As I mentioned earlier, Wilson should have an immediate impact, both as a running back and a return man. But don’t expect the former Hokie to fill the hole left by Jacobs. Let me rephrase, don’t expect him to do it the same way.
Wilson is a speed back, a player that will benefit from getting touches in space, where he can use his off-the-charts athleticism and open-field explosiveness to pick up big chunks of yardage. But he is not—by any stretch—a between-the-tackles specialist. Such was Jacobs’ field of duty throughout his tenure in NYC, a bruising, short-yardage specialist often entrusted with goal line duties. All of which amounts to Bradshaw getting the lion’s share of carries in short yardage situations, where he is all but certain to take a pounding.
The Giants figure to be more Eli-reliant than ever this season, but expect them to climb out of the cellar in terms of rushing yards per game average. Bradshaw and Wilson will form a nice one-two punch, and the combination of D.J. Ware and Andre Brown is a solid third option.
One of the undrafted free agents the Giants picked up over the weekend is Julian Talley, a wide receiver out of UMass. Talley is not the first UDFA from UMass to land with Big Blue. That honor belongs to Victor Cruz, who broke the franchise record for receiving yards in 2011 with 1,536. Will Talley have the same impact? Probably not.
But you can expect big things from Rueben Randle this season. Randle suffered from poor quarterback play throughout his three-year tenure at LSU—not to mention Les Miles’ run-heavy, pass-averse offense—but he will thrive alongside an elite quarterback, two of the league’s best wideouts, and an offensive coordinator who has no reservations taking full advantage of Eli’s deepball accuracy.
Nicks, Cruz and Randle will be the focal point of Big Blue’s offensive attack in 2012, and it’s not crazy to think that this is the league’s most talented receiving corps. The trio will live up to the hype.
Martellus Bennett should be the primary receiving tight end next season, a marked upgrade from last year’s Jake Ballard-Travis Beckum platoon. Bear Pascoe, who hauled in 12 passes for 136 yards in 2011, should get his fair share of touches this season along with Beckum, who is battling back from the knee injury he suffered in the SuperBowl.
The Giants took Adrien Robinson with their fourth round pick in this year’s draft, a 6-foot-4, 267-pound project out of Cincinnati who Tom Coughlin called the “JPP of tight ends.” That’s high praise for a fourth round pick, but if that statement is even half true, Big Blue has a very talented, impactful player on its hands. Of course, expecting Robinson to make a JPP-like impact in his first year is unreasonable. It will probably be a few years before he makes his presence felt.

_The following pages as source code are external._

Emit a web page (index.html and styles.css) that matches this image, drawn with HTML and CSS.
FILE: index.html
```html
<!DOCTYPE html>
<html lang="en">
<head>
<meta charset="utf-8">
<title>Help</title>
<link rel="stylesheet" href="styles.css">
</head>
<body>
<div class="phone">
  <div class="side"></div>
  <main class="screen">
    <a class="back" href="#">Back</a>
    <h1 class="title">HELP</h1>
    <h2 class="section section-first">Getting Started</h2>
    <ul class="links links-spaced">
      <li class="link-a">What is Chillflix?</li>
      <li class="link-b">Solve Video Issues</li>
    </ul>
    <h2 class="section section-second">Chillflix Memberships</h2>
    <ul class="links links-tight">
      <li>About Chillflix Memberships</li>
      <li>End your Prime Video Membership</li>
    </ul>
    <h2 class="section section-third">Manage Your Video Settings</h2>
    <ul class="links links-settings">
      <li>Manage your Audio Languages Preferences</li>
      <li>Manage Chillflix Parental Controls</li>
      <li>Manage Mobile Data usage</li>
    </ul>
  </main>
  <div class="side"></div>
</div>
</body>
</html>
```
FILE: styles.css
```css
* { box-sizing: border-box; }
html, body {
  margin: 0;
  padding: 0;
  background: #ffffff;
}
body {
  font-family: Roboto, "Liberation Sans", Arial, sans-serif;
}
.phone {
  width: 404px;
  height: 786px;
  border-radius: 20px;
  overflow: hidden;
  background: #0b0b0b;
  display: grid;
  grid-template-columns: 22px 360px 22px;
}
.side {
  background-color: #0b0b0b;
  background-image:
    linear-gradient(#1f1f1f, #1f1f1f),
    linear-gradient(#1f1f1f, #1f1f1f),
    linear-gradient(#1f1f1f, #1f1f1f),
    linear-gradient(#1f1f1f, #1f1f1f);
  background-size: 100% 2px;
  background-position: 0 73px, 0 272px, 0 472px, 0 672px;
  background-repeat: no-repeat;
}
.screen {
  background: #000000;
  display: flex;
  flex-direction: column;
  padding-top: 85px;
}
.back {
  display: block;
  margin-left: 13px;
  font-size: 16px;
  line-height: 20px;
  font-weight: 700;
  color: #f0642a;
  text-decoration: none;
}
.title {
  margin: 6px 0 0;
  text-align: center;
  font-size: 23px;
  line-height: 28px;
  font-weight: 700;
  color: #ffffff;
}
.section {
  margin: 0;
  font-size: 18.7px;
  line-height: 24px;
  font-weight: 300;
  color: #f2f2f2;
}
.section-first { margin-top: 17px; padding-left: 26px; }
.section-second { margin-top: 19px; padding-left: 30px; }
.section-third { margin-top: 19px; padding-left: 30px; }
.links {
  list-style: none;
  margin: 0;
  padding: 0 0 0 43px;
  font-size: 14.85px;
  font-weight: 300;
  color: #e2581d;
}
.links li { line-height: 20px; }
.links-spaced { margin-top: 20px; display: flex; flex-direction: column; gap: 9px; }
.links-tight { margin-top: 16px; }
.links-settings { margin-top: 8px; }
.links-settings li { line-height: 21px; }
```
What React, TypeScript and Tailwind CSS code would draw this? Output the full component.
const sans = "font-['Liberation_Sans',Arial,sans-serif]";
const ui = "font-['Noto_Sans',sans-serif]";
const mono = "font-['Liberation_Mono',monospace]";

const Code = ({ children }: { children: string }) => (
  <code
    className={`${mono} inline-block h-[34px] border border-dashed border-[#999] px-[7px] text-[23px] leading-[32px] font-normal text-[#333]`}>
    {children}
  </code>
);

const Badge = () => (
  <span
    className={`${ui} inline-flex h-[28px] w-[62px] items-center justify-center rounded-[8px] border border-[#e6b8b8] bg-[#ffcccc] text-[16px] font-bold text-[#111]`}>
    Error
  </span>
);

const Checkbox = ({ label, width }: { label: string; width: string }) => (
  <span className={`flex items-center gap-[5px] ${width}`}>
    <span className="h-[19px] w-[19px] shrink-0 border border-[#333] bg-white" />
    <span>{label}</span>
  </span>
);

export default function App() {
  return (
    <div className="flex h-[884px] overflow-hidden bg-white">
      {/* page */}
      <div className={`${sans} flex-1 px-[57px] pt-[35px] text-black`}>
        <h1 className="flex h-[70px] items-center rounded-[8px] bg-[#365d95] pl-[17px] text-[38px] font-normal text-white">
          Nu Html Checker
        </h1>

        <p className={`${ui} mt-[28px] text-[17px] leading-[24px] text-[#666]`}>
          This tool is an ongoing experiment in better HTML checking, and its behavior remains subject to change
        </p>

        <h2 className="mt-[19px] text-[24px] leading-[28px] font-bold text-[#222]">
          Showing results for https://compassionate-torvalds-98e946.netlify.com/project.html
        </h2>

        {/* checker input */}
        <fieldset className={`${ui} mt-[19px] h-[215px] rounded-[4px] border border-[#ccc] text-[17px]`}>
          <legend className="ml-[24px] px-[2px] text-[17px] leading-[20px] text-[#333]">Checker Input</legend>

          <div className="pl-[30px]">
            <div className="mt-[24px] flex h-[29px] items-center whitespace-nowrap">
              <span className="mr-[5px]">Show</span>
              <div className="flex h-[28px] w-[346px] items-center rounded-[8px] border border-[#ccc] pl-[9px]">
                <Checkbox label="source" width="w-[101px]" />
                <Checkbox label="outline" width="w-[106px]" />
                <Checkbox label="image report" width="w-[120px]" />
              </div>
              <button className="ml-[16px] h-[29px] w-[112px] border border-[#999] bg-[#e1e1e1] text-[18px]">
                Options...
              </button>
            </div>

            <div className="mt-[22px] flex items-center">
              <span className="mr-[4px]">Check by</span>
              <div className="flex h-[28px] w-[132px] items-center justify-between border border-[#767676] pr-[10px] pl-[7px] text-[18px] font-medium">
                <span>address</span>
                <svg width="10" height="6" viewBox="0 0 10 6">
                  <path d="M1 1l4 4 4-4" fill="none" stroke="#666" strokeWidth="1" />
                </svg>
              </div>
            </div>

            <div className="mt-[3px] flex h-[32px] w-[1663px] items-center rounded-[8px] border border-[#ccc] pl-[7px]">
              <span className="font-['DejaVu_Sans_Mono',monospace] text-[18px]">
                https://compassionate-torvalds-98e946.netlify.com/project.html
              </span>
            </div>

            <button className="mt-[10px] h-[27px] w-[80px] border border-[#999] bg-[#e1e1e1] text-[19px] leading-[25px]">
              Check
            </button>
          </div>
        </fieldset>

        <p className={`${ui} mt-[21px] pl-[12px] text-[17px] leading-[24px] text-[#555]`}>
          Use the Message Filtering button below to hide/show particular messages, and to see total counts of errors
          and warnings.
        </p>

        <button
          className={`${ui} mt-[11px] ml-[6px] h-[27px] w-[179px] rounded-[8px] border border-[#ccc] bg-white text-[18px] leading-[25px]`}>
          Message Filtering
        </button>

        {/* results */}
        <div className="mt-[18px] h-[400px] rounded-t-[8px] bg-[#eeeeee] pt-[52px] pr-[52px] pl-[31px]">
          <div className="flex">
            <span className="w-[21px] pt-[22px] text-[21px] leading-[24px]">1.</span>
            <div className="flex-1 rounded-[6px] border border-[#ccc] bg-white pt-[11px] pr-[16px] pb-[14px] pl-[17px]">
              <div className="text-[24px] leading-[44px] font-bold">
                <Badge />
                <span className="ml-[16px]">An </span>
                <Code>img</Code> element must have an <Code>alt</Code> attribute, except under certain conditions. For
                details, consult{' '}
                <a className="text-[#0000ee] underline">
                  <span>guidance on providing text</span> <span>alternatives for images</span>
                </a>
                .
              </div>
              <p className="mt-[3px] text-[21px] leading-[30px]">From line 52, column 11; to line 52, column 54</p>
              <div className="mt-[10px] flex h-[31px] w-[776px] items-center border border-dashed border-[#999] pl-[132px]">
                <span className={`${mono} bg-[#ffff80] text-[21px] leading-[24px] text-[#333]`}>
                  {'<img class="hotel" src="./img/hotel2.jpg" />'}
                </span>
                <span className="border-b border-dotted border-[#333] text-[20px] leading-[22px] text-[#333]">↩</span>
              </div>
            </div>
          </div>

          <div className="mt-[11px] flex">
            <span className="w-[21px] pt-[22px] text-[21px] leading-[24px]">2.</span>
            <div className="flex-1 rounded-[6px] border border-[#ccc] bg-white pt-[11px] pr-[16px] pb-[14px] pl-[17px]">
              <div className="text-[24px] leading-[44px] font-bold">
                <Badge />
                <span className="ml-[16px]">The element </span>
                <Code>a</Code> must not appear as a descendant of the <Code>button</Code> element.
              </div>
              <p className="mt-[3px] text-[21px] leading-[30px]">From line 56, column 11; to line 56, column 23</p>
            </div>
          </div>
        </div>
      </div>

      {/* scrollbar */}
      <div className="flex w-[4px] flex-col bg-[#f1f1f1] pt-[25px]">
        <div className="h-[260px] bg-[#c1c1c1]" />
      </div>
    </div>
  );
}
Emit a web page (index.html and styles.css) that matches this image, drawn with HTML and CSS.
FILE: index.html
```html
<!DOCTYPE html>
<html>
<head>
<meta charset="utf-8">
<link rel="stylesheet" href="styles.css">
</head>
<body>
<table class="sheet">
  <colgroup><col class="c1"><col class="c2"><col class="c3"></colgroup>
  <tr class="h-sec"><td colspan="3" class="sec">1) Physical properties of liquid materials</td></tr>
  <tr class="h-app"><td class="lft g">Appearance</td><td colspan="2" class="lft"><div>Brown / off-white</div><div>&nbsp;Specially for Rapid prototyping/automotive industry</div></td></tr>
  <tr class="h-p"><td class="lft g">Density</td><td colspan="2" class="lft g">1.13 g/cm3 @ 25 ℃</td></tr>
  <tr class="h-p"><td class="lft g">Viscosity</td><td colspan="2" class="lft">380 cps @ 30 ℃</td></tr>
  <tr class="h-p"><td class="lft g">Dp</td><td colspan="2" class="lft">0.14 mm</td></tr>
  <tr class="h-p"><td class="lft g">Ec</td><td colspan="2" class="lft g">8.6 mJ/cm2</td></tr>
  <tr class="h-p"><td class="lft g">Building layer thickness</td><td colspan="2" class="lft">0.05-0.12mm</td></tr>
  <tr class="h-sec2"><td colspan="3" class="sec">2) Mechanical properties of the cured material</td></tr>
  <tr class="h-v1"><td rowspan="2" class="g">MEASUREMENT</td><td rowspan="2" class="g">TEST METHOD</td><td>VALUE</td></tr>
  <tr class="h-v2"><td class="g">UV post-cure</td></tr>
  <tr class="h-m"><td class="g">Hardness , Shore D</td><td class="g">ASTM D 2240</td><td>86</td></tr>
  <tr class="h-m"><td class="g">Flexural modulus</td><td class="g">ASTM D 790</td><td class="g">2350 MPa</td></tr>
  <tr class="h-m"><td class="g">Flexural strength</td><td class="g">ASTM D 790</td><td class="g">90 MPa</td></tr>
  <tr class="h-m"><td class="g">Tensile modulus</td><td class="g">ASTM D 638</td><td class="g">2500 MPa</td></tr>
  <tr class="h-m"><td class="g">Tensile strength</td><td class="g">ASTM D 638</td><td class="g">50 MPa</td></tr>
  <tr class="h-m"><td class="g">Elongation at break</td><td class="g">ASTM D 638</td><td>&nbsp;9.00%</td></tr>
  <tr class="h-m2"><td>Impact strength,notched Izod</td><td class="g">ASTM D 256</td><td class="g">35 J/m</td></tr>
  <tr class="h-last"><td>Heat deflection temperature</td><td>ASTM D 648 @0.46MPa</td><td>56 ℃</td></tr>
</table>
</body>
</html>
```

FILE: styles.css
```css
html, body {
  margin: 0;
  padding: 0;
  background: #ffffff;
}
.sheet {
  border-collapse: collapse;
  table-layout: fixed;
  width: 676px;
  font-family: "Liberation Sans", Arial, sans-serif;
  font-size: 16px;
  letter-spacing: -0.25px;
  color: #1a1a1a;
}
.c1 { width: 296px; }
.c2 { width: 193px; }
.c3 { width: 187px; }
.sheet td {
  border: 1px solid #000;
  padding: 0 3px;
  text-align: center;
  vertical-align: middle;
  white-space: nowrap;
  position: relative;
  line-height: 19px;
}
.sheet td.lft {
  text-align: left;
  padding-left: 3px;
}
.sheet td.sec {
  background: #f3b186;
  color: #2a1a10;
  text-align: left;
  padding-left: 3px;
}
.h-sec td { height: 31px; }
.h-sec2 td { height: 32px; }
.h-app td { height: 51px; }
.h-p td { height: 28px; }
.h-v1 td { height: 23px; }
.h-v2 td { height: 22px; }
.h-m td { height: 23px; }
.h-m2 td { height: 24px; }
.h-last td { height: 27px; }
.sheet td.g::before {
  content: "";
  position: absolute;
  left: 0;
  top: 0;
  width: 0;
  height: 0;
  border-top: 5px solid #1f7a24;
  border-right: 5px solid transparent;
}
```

Overall, this group of tight ends is better than last year’s.
The Giants underwent massive change on the offensive line last season, with David Bass replacing Shaun O’Hara at center, William Beatty stepping in at left tackle, and David Diehl moving to left guard. By the end of the season, Diehl had replaced Beatty at left tackle and Kevin Boothe was the starter at left guard.
The signing of Locklear as well as the addition of fourth round pick Brandon Moseley figures to shake up the rotation even more this season, as will the departure of right tackle Kareem McKenzie. This unit was one of the main reasons for Eli’s brilliant 2011 season, and it will need to be just as good—or better—in 2012.
Barring injury, I foresee major improvement for the O-line in 2012. Locklear isn’t a major dropoff from McKenzie and the addition of Moseley, as well as the continued maturation of tackle James Brewer and guard Mitch Petrus, gives Big Blue youth and flexibility where it needs it most.